Comprehensive Analysis
This analysis covers Netcall's performance over its last five fiscal years, from FY2021 to FY2025. Over this period, the company has proven itself to be a durable and profitable operator within its niche. Revenue has grown consistently, compounding at an annualized rate of approximately 15.3% from £27.15 million in FY2021 to £47.96 million in FY2025. This growth, while lumpy year-to-year, demonstrates a solid and expanding customer base without the high-risk, cash-burning model seen in many software peers.
The company's key strength lies in its profitability and cash generation. Gross margins have remained exceptionally high and stable, consistently staying above 83%. Operating margins showed a positive expansionary trend from 7.9% in FY2021 to a peak of 13.8% in FY2024, before declining to 9.7% in FY2025, indicating some inconsistency in scaling profits. More impressively, Netcall has been a reliable cash machine, with free cash flow growing from £5.6 million to £10.1 million over the period and free cash flow margins frequently exceeding 20%. This financial strength allows the company to operate without debt, a significant advantage over more leveraged competitors like Verint Systems.
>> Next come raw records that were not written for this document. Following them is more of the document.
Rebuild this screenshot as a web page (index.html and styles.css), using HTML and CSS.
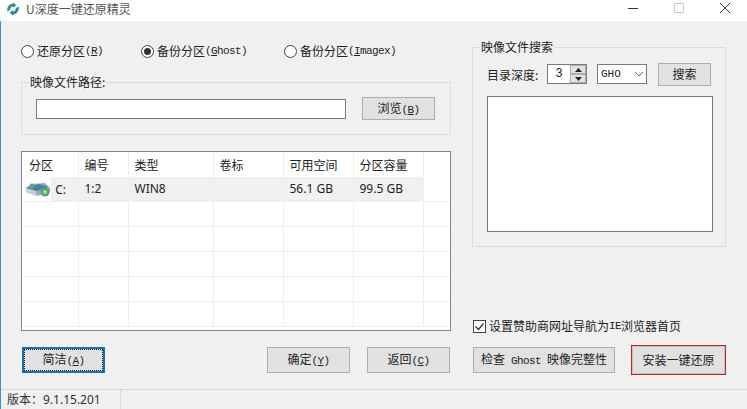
FILE: index.html
```html
<!DOCTYPE html>
<html>
<head>
    <title>U深度一键还原精灵</title>
    <meta charset="utf-8">
    <link rel="stylesheet" href="styles.css">
</head>
<body>
<div class="window">
    <div class="titlebar">
        <svg class="logo" width="14" height="14" viewBox="0 0 14 14">
            <path d="M7 0.5L10.5 3.2 7 5.8V4.4A2.7 2.7 0 0 0 4.4 7.6L1.6 9.6A6 6 0 0 1 7 1.6Z" fill="#2f9470"/>
            <path d="M7 13.5L3.5 10.8 7 8.2V9.6A2.7 2.7 0 0 0 9.6 6.4L12.4 4.4A6 6 0 0 1 7 12.4Z" fill="#2b80b5"/>
        </svg>
        <span class="title">U深度一键还原精灵</span>
        <div class="winbtns">
            <svg width="12" height="12" viewBox="0 0 12 12"><path d="M1 6.5H11" stroke="#333" fill="none"/></svg>
            <svg width="12" height="12" viewBox="0 0 12 12"><path d="M1.5 1.5H10.5V10.5H1.5Z" stroke="#ccc" fill="none"/></svg>
            <svg width="12" height="12" viewBox="0 0 12 12"><path d="M1 1L11 11M11 1L1 11" stroke="#333" fill="none"/></svg>
        </div>
    </div>

    <div class="content">
        <div class="left">
            <div class="radios">
                <label class="opt opt1"><span class="radio"></span>还原分区<span class="en">(<u>R</u>)</span></label>
                <label class="opt opt2"><span class="radio on"></span>备份分区<span class="en">(<u>G</u>host)</span></label>
                <label class="opt"><span class="radio"></span>备份分区<span class="en">(<u>I</u>magex)</span></label>
            </div>

            <div class="group path-group">
                <span class="legend">映像文件路径:</span>
                <div class="path-row">
                    <div class="field path-field"></div>
                    <button class="btn browse">浏览<span class="en">(<u>B</u>)</span></button>
                </div>
            </div>

            <div class="listview">
                <table>
                    <tr class="head">
                        <th class="c1">分区</th><th class="c2">编号</th><th class="c3">类型</th><th class="c4">卷标</th><th class="c5">可用空间</th><th class="c6">分区容量</th><th class="c7"></th>
                    </tr>
                    <tr class="sel">
                        <td class="drive">
                            <svg width="26" height="18" viewBox="0 0 26 18">
                                <path d="M1 8L6 4 20 3 25 8 25 12 12 16 1 12Z" fill="#8fa9bf"/>
                                <path d="M1 8L14 4 23 7 11 11Z" fill="#4f7f9f"/>
                                <path d="M1 8L11 11 12 16 1 12Z" fill="#c3cfd9"/>
                                <circle cx="7" cy="6" r="2.5" fill="#55a888"/>
                                <circle cx="20" cy="12" r="4.5" fill="#4aa66c"/>
                                <circle cx="20" cy="12" r="2" fill="#a8dcb0"/>
                            </svg>
                            <span class="drive-name">C:</span>
                        </td>
                        <td>1:2</td><td>WIN8</td><td></td><td>56.1 GB</td><td>99.5 GB</td><td class="blank"></td>
                    </tr>
                    <tr><td></td><td></td><td></td><td></td><td></td><td></td><td></td></tr>
                    <tr><td></td><td></td><td></td><td></td><td></td><td></td><td></td></tr>
                    <tr><td></td><td></td><td></td><td></td><td></td><td></td><td></td></tr>
                    <tr><td></td><td></td><td></td><td></td><td></td><td></td><td></td></tr>
                    <tr><td></td><td></td><td></td><td></td><td></td><td></td><td></td></tr>
                </table>
            </div>

            <div class="left-btns">
                <button class="btn wide focused">简洁<span class="en">(<u>A</u>)</span></button>
                <button class="btn wide push">确定<span class="en">(<u>Y</u>)</span></button>
                <button class="btn wide">返回<span class="en">(<u>C</u>)</span></button>
            </div>
        </div>

        <div class="right">
            <div class="group search-group">
                <span class="legend">映像文件搜索</span>
                <div class="search-row">
                    <span class="depth-label">目录深度:</span>
                    <div class="spinner">
                        <span class="spin-val">3</span>
                        <div class="spin-btns">
                            <span class="spin-btn"><svg width="7" height="4" viewBox="0 0 7 4"><path d="M3.5 0L7 4H0Z" fill="#222"/></svg></span>
                            <span class="spin-btn"><svg width="7" height="4" viewBox="0 0 7 4"><path d="M3.5 4L7 0H0Z" fill="#222"/></svg></span>
                        </div>
                    </div>
                    <div class="combo">
                        <span class="combo-val">GHO</span>
                        <svg width="10" height="6" viewBox="0 0 10 6"><path d="M1 1L5 5 9 1" stroke="#666" fill="none"/></svg>
                    </div>
                    <button class="btn search">搜索</button>
                </div>
                <div class="field results"></div>
            </div>

            <label class="check-row">
                <span class="check"><svg width="11" height="11" viewBox="0 0 11 11"><path d="M1.5 5.5L4.5 8.5 9.5 2.5" stroke="#333" stroke-width="1.2" fill="none"/></svg></span>
                设置赞助商网址导航为<span class="en">IE</span>浏览器首页
            </label>

            <div class="right-btns">
                <button class="btn verify">检查<span class="en sp"> Ghost </span>映像完整性</button>
                <button class="btn install">安装一键还原</button>
            </div>
        </div>
    </div>

    <div class="statusbar">
        <span class="version">版本：9.1.15.201</span>
    </div>
</div>
</body>
</html>
```

FILE: styles.css
```css
html, body {
    margin: 0;
    padding: 0;
}
body {
    width: 747px;
    height: 409px;
    overflow: hidden;
    font-family: "Noto Sans CJK SC", sans-serif;
    font-size: 12px;
    color: #222;
}
u {
    text-underline-offset: 1px;
}
.en {
    font-family: "Liberation Mono", monospace;
    font-size: 11px;
    letter-spacing: -0.6px;
}
.sp {
    white-space: pre;
}
.window {
    display: flex;
    flex-direction: column;
    height: 409px;
    background: #f0f0f0;
    border-left: 1px solid #3c8fd0;
    box-sizing: border-box;
}

/* title bar */
.titlebar {
    display: flex;
    align-items: center;
    height: 21px;
    flex: none;
    background: #fff;
    margin-left: -1px;
    padding: 0 0 4px 6px;
    box-sizing: border-box;
}
.logo {
    margin-right: 6px;
}
.title {
    color: #555;
    line-height: 16px;
    font-size: 12px;
}
.winbtns {
    display: flex;
    gap: 34px;
    margin-left: auto;
    margin-right: 16px;
    align-self: flex-start;
    margin-top: 2px;
}

/* main area */
.content {
    display: flex;
    flex: 1;
    gap: 21px;
    padding-left: 20px;
}
.left {
    width: 430px;
    display: flex;
    flex-direction: column;
}
.right {
    width: 254px;
    display: flex;
    flex-direction: column;
}
.radios {
    display: flex;
    align-items: center;
    height: 20px;
    margin-top: 20px;
}
.opt {
    display: flex;
    align-items: center;
    line-height: 16px;
}
.opt1 {
    width: 120px;
}
.opt2 {
    width: 143px;
}
.radio {
    width: 11px;
    height: 11px;
    border: 1px solid #444;
    border-radius: 50%;
    background: #fff;
    margin-right: 3px;
    position: relative;
    flex: none;
}
.radio.on::after {
    content: "";
    position: absolute;
    left: 2px;
    top: 2px;
    width: 7px;
    height: 7px;
    border-radius: 50%;
    background: #333;
}

/* groups */
.group {
    position: relative;
    border: 1px solid #dcdcdc;
    box-sizing: border-box;
}
.legend {
    position: absolute;
    left: 7px;
    top: -9px;
    background: #f0f0f0;
    padding: 0 1px;
    line-height: 16px;
}
.path-group {
    margin-top: 21px;
    height: 53px;
}
.path-row {
    display: flex;
    align-items: center;
    gap: 16px;
    padding: 14px 0 0 14px;
}
.field {
    background: #fff;
    border: 1px solid #7a7a7a;
    box-sizing: border-box;
}
.path-field {
    width: 310px;
    height: 20px;
}

/* buttons */
.btn {
    font-family: "Noto Sans CJK SC", sans-serif;
    font-size: 12px;
    color: #222;
    background: #e1e1e1;
    border: 1px solid #adadad;
    box-sizing: border-box;
    padding: 0;
    line-height: 16px;
}
.browse {
    width: 73px;
    height: 23px;
}
.wide {
    width: 83px;
    height: 26px;
}
.focused {
    border: 2px solid #1c6fa8;
    outline: 1px dotted #111;
    outline-offset: -3px;
}
.left-btns {
    display: flex;
    gap: 17px;
    margin-top: 16px;
    margin-left: 1px;
}
.left-btns .push {
    margin-left: 145px;
}

/* partition list */
.listview {
    margin-top: 16px;
    height: 180px;
    background: #fff;
    border: 1px solid #828790;
    box-sizing: border-box;
    overflow: hidden;
}
table {
    border-collapse: collapse;
    table-layout: fixed;
    width: 428px;
}
th, td {
    padding: 0 0 0 6px;
    height: 25px;
    box-sizing: border-box;
    text-align: left;
    font-weight: normal;
    white-space: nowrap;
    overflow: hidden;
    border-right: 1px solid #eeeeee;
    border-bottom: 1px solid #eeeeee;
    font-family: "Noto Sans", "Noto Sans CJK SC", sans-serif;
    font-size: 12px;
}
th {
    border-bottom: none;
    font-family: "Noto Sans CJK SC", sans-serif;
}
th.c1 {
    padding-left: 7px;
}
.c1 { width: 56px; }
.c2 { width: 50px; }
.c3 { width: 85px; }
.c4 { width: 70px; }
.c5 { width: 70px; }
.c6 { width: 70px; }
.c7 { border-right: none; }
td:last-child {
    border-right: none;
}
.sel td {
    height: 24px;
    background: #f0f0f0;
    border-right-color: #f0f0f0;
}
.sel td.blank {
    background: #fff;
}
.sel td.drive {
    padding: 0;
    background: linear-gradient(to right, #fff 29px, #f0f0f0 29px);
}
.drive svg {
    vertical-align: middle;
    margin-left: 3px;
}
.drive-name {
    vertical-align: middle;
    margin-left: 1px;
}

/* search panel */
.search-group {
    margin-top: 26px;
    height: 200px;
}
.search-row {
    display: flex;
    align-items: center;
    padding: 14px 0 0 14px;
    height: 24px;
}
.depth-label {
    width: 60px;
}
.spinner {
    display: flex;
    width: 40px;
    height: 20px;
    background: #fff;
    border: 1px solid #7a7a7a;
    box-sizing: border-box;
}
.spin-val {
    width: 22px;
    text-align: center;
    font-family: "Liberation Sans", sans-serif;
    line-height: 17px;
}
.spin-btns {
    display: flex;
    flex-direction: column;
    flex: 1;
}
.spin-btn {
    flex: 1;
    display: flex;
    align-items: center;
    justify-content: center;
    background: #e1e1e1;
    border: 1px solid #adadad;
    box-sizing: border-box;
}
.combo {
    display: flex;
    align-items: center;
    justify-content: space-between;
    width: 50px;
    height: 20px;
    margin-left: 10px;
    padding: 0 2px 0 3px;
    background: #fff;
    border: 1px solid #7a7a7a;
    box-sizing: border-box;
}
.combo-val {
    font-family: "Liberation Mono", monospace;
    font-size: 11px;
}
.search {
    width: 53px;
    height: 23px;
    margin-left: 11px;
}
.results {
    width: 226px;
    height: 136px;
    margin: 10px 0 0 14px;
}
.check-row {
    display: flex;
    align-items: center;
    margin-top: 71px;
    margin-left: 1px;
    line-height: 16px;
    height: 16px;
}
.check {
    display: flex;
    width: 13px;
    height: 13px;
    border: 1px solid #444;
    box-sizing: border-box;
    background: #fff;
    margin-right: 3px;
    flex: none;
}
.right-btns {
    display: flex;
    align-items: center;
    gap: 16px;
    margin-top: 11px;
    margin-left: 1px;
}
.verify {
    width: 143px;
    height: 26px;
}
.install {
    width: 96px;
    height: 30px;
    border: 1px solid #c8202f;
    outline: 1px solid #b9c9b9;
    outline-offset: -2px;
}

/* status bar */
.statusbar {
    flex: none;
    height: 20px;
    border-top: 1px solid #d9d9d9;
    box-sizing: border-box;
    padding-left: 6px;
    line-height: 19px;
    color: #333;
    font-family: "Noto Sans", "Noto Sans CJK SC", sans-serif;
}
.version {
    display: inline-block;
    width: 113px;
    border-right: 1px solid #d9d9d9;
}
```
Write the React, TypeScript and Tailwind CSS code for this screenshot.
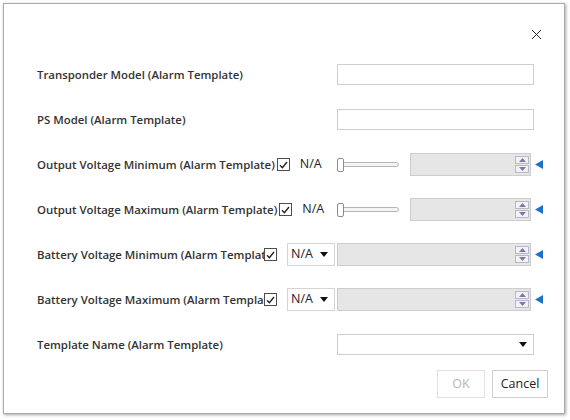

Despite these operational successes, the story for shareholders has been less positive. Total shareholder returns were negative for four of the last five years, only turning slightly positive in FY2025. This poor performance is partly explained by shareholder dilution, as the total number of shares outstanding increased by over 11% during the analysis window. While the company has rewarded investors with strong dividend growth, with the dividend per share growing from £0.004 in FY2021 to £0.009 in FY2025, this has not been enough to offset the weak share price performance. In conclusion, Netcall's history shows a well-managed, profitable business, but one that has struggled to create meaningful value for its equity holders.